The Rio Olympian can relate to the students she mentors, as schooling was never her first love, but she knows how important it is to provide children with the tools they need to succeed and do it in a way that keeps them engaged.
“Even though I didn’t grow up in an Indigenous community, I never particularly loved schooling or education, but having such a unique program where you enjoy growing and learning is really important,” she said.
“They incorporate rewards like being able to design your own guernseys for your school and play in an AFL game, as encouragement for consistent school attendance, results and behaviour.”
Clancy hopes she can encourage Indigenous youth to find a path they are passionate about and pursue it without hesitation.
“From a young age I was very clear that I wanted to go to the Olympics and be a professional athlete.
“I’m a pretty strong-willed person, when I want something there isn’t really anything that is going to stop me,” she said.

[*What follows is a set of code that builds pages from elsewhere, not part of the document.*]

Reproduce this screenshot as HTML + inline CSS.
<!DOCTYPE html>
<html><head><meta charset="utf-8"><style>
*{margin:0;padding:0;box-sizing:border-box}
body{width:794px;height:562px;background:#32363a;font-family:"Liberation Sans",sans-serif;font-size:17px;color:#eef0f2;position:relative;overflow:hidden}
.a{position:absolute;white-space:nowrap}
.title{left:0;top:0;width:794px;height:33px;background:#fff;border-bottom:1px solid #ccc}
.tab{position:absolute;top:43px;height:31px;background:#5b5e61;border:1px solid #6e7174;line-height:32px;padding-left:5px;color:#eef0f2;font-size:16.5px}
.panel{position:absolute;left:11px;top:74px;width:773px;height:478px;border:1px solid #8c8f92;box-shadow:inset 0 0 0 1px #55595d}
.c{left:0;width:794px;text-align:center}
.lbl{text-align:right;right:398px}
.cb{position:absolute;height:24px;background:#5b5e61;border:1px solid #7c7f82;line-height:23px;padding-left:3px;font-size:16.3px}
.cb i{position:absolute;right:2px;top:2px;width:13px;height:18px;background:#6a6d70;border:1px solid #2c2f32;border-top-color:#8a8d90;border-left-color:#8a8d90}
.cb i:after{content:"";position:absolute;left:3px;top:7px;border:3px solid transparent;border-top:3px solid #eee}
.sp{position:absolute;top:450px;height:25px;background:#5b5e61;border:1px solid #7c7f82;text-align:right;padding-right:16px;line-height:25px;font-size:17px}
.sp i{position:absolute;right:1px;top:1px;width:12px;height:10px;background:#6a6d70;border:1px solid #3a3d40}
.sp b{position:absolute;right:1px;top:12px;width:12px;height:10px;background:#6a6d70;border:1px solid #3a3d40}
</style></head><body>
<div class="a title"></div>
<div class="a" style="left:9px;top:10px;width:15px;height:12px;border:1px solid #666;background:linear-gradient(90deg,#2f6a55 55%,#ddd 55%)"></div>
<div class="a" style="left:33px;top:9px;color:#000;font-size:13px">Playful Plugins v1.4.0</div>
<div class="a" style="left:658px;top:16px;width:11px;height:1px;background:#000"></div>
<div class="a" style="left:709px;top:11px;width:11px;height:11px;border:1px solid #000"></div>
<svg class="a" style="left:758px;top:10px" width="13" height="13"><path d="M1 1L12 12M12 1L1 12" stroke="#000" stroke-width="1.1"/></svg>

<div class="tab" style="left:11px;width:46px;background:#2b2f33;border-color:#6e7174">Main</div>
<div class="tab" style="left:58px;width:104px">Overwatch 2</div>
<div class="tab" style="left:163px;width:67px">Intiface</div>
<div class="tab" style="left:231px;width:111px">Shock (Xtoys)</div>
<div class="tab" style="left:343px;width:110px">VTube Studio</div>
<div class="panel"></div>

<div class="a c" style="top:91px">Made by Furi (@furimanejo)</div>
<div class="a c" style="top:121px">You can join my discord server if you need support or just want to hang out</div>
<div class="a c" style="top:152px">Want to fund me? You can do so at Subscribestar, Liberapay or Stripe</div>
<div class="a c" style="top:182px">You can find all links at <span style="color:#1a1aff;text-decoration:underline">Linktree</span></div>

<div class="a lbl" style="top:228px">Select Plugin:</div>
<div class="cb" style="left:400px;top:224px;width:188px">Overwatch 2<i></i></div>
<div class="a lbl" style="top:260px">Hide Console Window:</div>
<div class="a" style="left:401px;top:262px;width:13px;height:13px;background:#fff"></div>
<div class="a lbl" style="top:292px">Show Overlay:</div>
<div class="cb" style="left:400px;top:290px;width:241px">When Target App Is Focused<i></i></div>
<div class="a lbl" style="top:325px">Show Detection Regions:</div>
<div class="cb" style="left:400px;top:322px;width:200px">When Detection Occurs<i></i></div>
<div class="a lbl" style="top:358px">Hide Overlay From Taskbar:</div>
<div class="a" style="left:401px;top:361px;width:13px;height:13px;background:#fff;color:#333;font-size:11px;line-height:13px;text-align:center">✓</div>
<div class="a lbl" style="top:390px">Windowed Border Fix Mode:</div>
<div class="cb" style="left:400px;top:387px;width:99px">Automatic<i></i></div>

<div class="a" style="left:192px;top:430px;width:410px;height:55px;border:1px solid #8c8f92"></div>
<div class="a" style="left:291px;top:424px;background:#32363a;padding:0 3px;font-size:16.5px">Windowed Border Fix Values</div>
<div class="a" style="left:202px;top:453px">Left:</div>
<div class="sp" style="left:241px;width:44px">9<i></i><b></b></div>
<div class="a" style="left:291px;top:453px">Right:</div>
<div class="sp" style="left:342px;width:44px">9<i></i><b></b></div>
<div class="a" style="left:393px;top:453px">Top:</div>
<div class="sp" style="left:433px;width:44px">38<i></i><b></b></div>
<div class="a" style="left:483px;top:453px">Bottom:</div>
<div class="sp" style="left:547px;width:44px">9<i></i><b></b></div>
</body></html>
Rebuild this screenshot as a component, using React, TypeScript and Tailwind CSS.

“I hope these kids see me as someone they can look up to and see the opportunities they can have, if they work hard and follow their dreams.”
Clancy is incredibly grateful for the opportunities she has had, allowing her to be in a position where she can make a real difference.
“Being able to inspire my community… It’s indescribable, it’s such an honour because I love representing my people.
“There are so many great athletes out there, especially Indigenous Australians like Cathy Freeman.
“She was the one who really paved the way for young Aboriginal people and athletes coming through, to really aim high and never put limitations on yourself,” she said.
The advice Clancy wants to pass on to the Indigenous youth of today is to run their own race and trust in their own ability, just as she did throughout her own journey.
She shares the message that the path to success is never easy, but with the right attitude and self-belief, anything is possible.
“Follow your dreams but make the journey your own.
“Don’t ever let others try to distract or discourage you from your goals, there is more than one way to succeed, you just need to stay true to yourself.”